__WORK TO COMPLETE__:
Identify the lines in the data below that contain "screenshot" and give only how many there are.

[Records from a dataset]
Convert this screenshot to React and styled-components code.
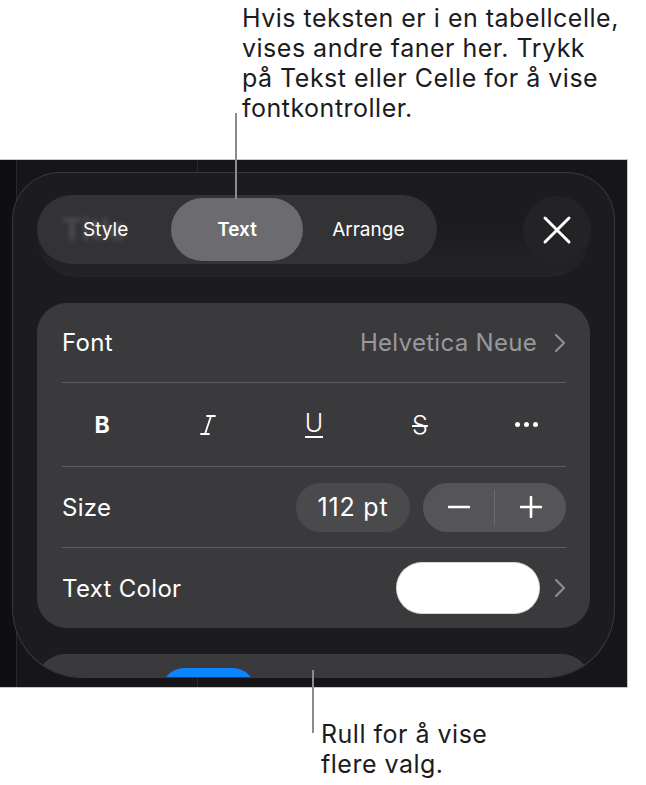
import React from 'react'
import styled, { createGlobalStyle } from 'styled-components'

const GlobalStyle = createGlobalStyle`
  html, body {
    margin: 0;
    padding: 0;
    background: #ffffff;
  }
  body {
    font-family: Inter, "Noto Sans", sans-serif;
    -webkit-font-smoothing: antialiased;
  }
`

const Page = styled.div`
  position: relative;
  width: 646px;
  height: 785px;
  overflow: hidden;
  display: flex;
  flex-direction: column;
`

const Callout = styled.p`
  margin: ${p => p.$top}px 0 0 0;
  padding-left: ${p => p.$left}px;
  font-size: 25px;
  line-height: 30px;
  letter-spacing: 0.5px;
  color: #1c1c1e;
`

// leader lines cross from the callout into the screenshot
const Leader = styled.div`
  position: absolute;
  left: ${p => p.$x}px;
  top: ${p => p.$y}px;
  width: 2px;
  height: ${p => p.$h}px;
  background: #8c8c8c;
  z-index: 5;
`

const Frame = styled.div`
  box-sizing: border-box;
  width: 628px;
  height: 529px;
  margin-top: 36px;
  border: 1px solid #c8c8c8;
  border-left: none;
  padding: 12px 12px 9px 12px;
  display: flex;
  background: linear-gradient(
    to right,
    #0f0f11 0 16px,
    #29292b 16px 17px,
    #161618 17px 197px,
    #29292c 197px 198px,
    #161618 198px
  );
`

const Sheet = styled.div`
  flex: 1;
  display: flex;
  flex-direction: column;
  padding: 22px 24px 0 24px;
  border: 1px solid rgba(255, 255, 255, 0.13);
  border-radius: 48px 48px 70px 70px;
  background: #1c1c1e;
  overflow: hidden;
`

const Header = styled.div`
  display: flex;
  align-items: center;
  justify-content: space-between;
  padding-bottom: 13px;
  border-radius: 0 0 40px 40px;
  background: linear-gradient(rgba(255, 255, 255, 0) 40%, rgba(255, 255, 255, 0.035));
`

const Segmented = styled.div`
  box-sizing: border-box;
  width: 400px;
  height: 69px;
  padding: 3px;
  border-radius: 35px;
  background: #333336;
  display: grid;
  grid-template-columns: repeat(3, 1fr);
`

const Segment = styled.div`
  position: relative;
  display: flex;
  align-items: center;
  justify-content: center;
  border-radius: 32px;
  font-size: 19px;
  font-weight: ${p => (p.$active ? 600 : 400)};
  color: #ffffff;
  background: ${p => (p.$active ? '#6c6c70' : 'transparent')};

  /* the blurred page title that shows through the glass */
  &::before {
    content: ${p => (p.$ghost ? `'${p.$ghost}'` : 'none')};
    position: absolute;
    left: 22px;
    top: 13px;
    font-size: 30px;
    font-weight: 700;
    color: rgba(255, 255, 255, 0.13);
    filter: blur(2px);
  }
`

const Label = styled.span`
  position: relative;
`

const CloseButton = styled.div`
  width: 68px;
  height: 68px;
  margin-right: -1px;
  border-radius: 50%;
  background: #232325;
  display: flex;
  align-items: center;
  justify-content: center;
`

const Card = styled.div`
  flex-shrink: 0;
  margin-top: 26px;
  padding: 0 24px 0 25px;
  border-radius: 30px;
  background: #3a3a3c;
  display: flex;
  flex-direction: column;
`

const Row = styled.div`
  height: ${p => p.$h}px;
  display: flex;
  align-items: center;
  justify-content: space-between;
  font-size: 24px;
  letter-spacing: 0.3px;
  color: #ffffff;
  border-bottom: ${p => (p.$last ? 'none' : '1px solid #5c5c5f')};
`

const Value = styled.div`
  display: flex;
  align-items: center;
  gap: ${p => p.$gap || 17}px;
  color: #98989e;
`

const Formats = styled.div`
  height: 83px;
  padding: 0 18px;
  display: flex;
  align-items: center;
  justify-content: space-between;
  border-bottom: 1px solid #5c5c5f;
`

const FormatButton = styled.div`
  width: 44px;
  display: flex;
  align-items: center;
  justify-content: center;
  color: #ffffff;
  font-size: 25px;
`

const Bold = styled.span`
  font-size: 23px;
  font-weight: 700;
`

const Under = styled.span`
  line-height: 23px;
  font-weight: 300;
  padding-bottom: 1px;
  border-bottom: 2px solid #ffffff;
`

const Strike = styled.span`
  font-weight: 300;
  text-decoration: line-through;
  text-decoration-thickness: 2px;
`

const Dots = styled.div`
  display: flex;
  gap: 4px;
  span {
    width: 5px;
    height: 5px;
    border-radius: 50%;
    background: #ffffff;
  }
`

const Controls = styled.div`
  display: flex;
  align-items: center;
  gap: 13px;
`

const SizePill = styled.div`
  width: 114px;
  height: 49px;
  border-radius: 25px;
  background: #4a4a4d;
  display: flex;
  align-items: center;
  justify-content: center;
  font-size: 25px;
  letter-spacing: 0.8px;
  color: #ffffff;
`

const Stepper = styled.div`
  width: 143px;
  height: 49px;
  border-radius: 25px;
  background: #555558;
  display: grid;
  grid-template-columns: 1fr 1px 1fr;
  align-items: center;
`

const StepButton = styled.div`
  display: flex;
  align-items: center;
  justify-content: center;
`

const StepDivider = styled.div`
  height: 35px;
  background: #6e6e72;
`

const Swatch = styled.div`
  width: 144px;
  height: 52px;
  border-radius: 26px;
  background: #ffffff;
  box-shadow: inset 0 0 0 1px rgba(0, 0, 0, 0.15);
`

const NextCard = styled.div`
  flex-shrink: 0;
  height: 60px;
  margin-top: 26px;
  padding: 14px 0 0 125px;
  border-radius: 28px 28px 0 0;
  background: #3a3a3c;
`

const BlueTab = styled.div`
  width: 93px;
  height: 40px;
  border-radius: 22px 22px 0 0;
  background: #0a84ff;
`

const Chevron = ({ color = '#8e8e93' }) => (
  <svg width="12" height="20" viewBox="0 0 12 20">
    <polyline points="2,2 10,10 2,18" fill="none" stroke={color} strokeWidth="2.2" strokeLinecap="round" strokeLinejoin="round" />
  </svg>
)

const CloseIcon = () => (
  <svg width="30" height="30" viewBox="0 0 30 30">
    <path d="M3 3 L27 27 M27 3 L3 27" stroke="#ffffff" strokeWidth="3" strokeLinecap="round" />
  </svg>
)

const ItalicIcon = () => (
  <svg width="18" height="22" viewBox="0 0 18 22">
    <path d="M8 2 H16 M2 20 H10 M12 2 L6 20" fill="none" stroke="#ffffff" strokeWidth="1.8" strokeLinecap="round" />
  </svg>
)

const MinusIcon = () => (
  <svg width="22" height="22" viewBox="0 0 22 22">
    <path d="M1 11 H21" stroke="#ffffff" strokeWidth="2.6" strokeLinecap="round" />
  </svg>
)

const PlusIcon = () => (
  <svg width="22" height="22" viewBox="0 0 22 22">
    <path d="M1 11 H21 M11 1 V21" stroke="#ffffff" strokeWidth="2.6" strokeLinecap="round" />
  </svg>
)

const App = () => {
  return (
    <Page>
      <GlobalStyle />
      <Leader $x={235} $y={113} $h={86} />
      <Leader $x={312} $y={670} $h={63} />

      <Callout $top={3} $left={242}>
        Hvis teksten er i en tabellcelle,<br />
        vises andre faner her. Trykk<br />
        på Tekst eller Celle for å vise<br />
        fontkontroller.
      </Callout>

      <Frame>
        <Sheet>
          <Header>
            <Segmented>
              <Segment $ghost="Title">
                <Label>Style</Label>
              </Segment>
              <Segment $active>Text</Segment>
              <Segment>Arrange</Segment>
            </Segmented>
            <CloseButton>
              <CloseIcon />
            </CloseButton>
          </Header>

          <Card>
            <Row $h={79}>
              <span>Font</span>
              <Value>
                Helvetica Neue
                <Chevron />
              </Value>
            </Row>
            <Formats>
              <FormatButton><Bold>B</Bold></FormatButton>
              <FormatButton><ItalicIcon /></FormatButton>
              <FormatButton><Under>U</Under></FormatButton>
              <FormatButton><Strike>S</Strike></FormatButton>
              <FormatButton>
                <Dots><span /><span /><span /></Dots>
              </FormatButton>
            </Formats>
            <Row $h={80}>
              <span>Size</span>
              <Controls>
                <SizePill>112 pt</SizePill>
                <Stepper>
                  <StepButton><MinusIcon /></StepButton>
                  <StepDivider />
                  <StepButton><PlusIcon /></StepButton>
                </Stepper>
              </Controls>
            </Row>
            <Row $h={80} $last>
              <span>Text Color</span>
              <Value $gap={14}>
                <Swatch />
                <Chevron />
              </Value>
            </Row>
          </Card>

          <NextCard>
            <BlueTab />
          </NextCard>
        </Sheet>
      </Frame>

      <Callout $top={31} $left={321}>
        Rull for å vise<br />
        flere valg.
      </Callout>
    </Page>
  )
}

export default App
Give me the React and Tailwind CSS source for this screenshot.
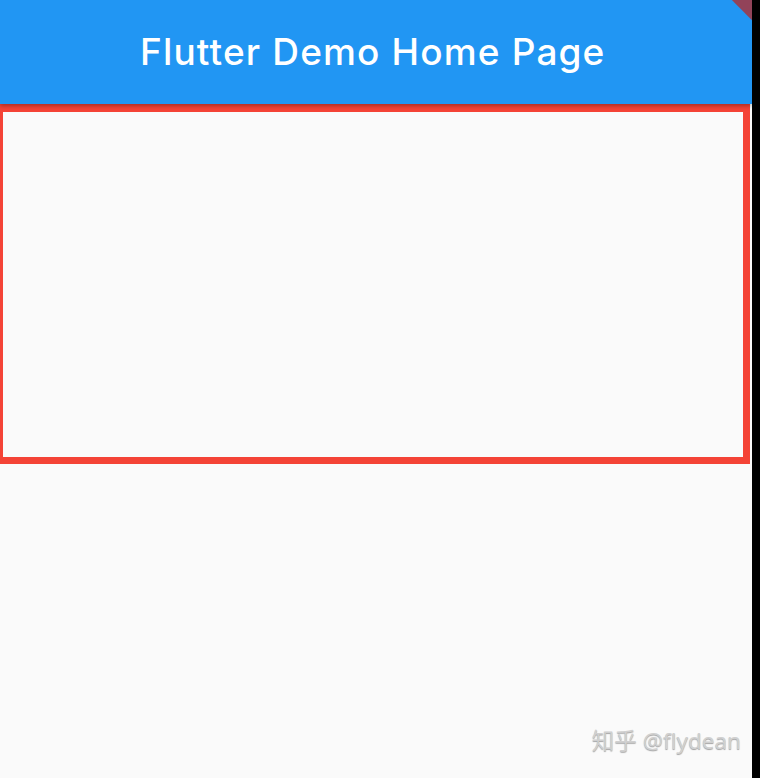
import React from "react";

export default function App() {
  return (
    <div className="flex h-[778px] w-[760px] overflow-hidden bg-black">
      <div className="relative flex w-[752px] flex-col bg-[#fafafa]">
        <div className="relative z-10 flex h-[104px] items-center overflow-hidden bg-[#2196f3] pb-[2px] pl-[140px] shadow-[0_2px_4px_rgba(0,0,0,0.3)]">
          <span
            className="text-[37px] font-medium leading-none tracking-[1.15px] text-white"
            style={{ fontFamily: "Inter, 'Noto Sans', sans-serif" }}
          >
            Flutter Demo Home Page
          </span>
          <div className="absolute right-[-30px] top-[-14px] h-[20px] w-[80px] rotate-45 bg-[#9e3a48]/90" />
        </div>
        <div className="h-[360px] w-[750px] border-[7px] border-t-[8px] border-l-[3px] border-[#f44336]" />
        <div className="flex-1" />
        <div
          className="absolute bottom-[20px] right-[11px] text-[22.5px] text-[#d0d0d0] [text-shadow:0_1px_1px_rgba(0,0,0,0.35)]"
          style={{ fontFamily: "'Noto Sans', 'Noto Sans CJK SC', sans-serif" }}
        >
          知乎 @flydean
        </div>
      </div>
      <div className="flex-1 bg-black" />
    </div>
  );
}
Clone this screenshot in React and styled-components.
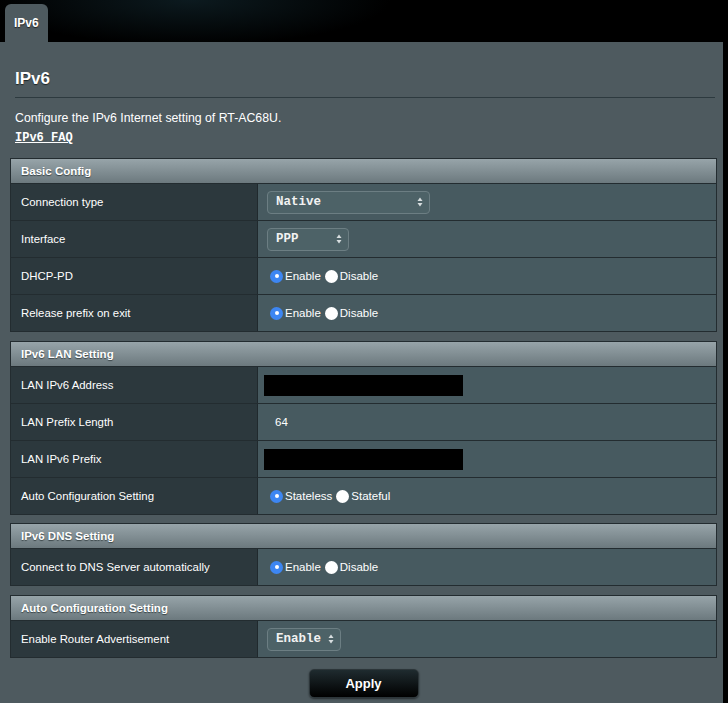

__COMPLETE ANSWER__:
4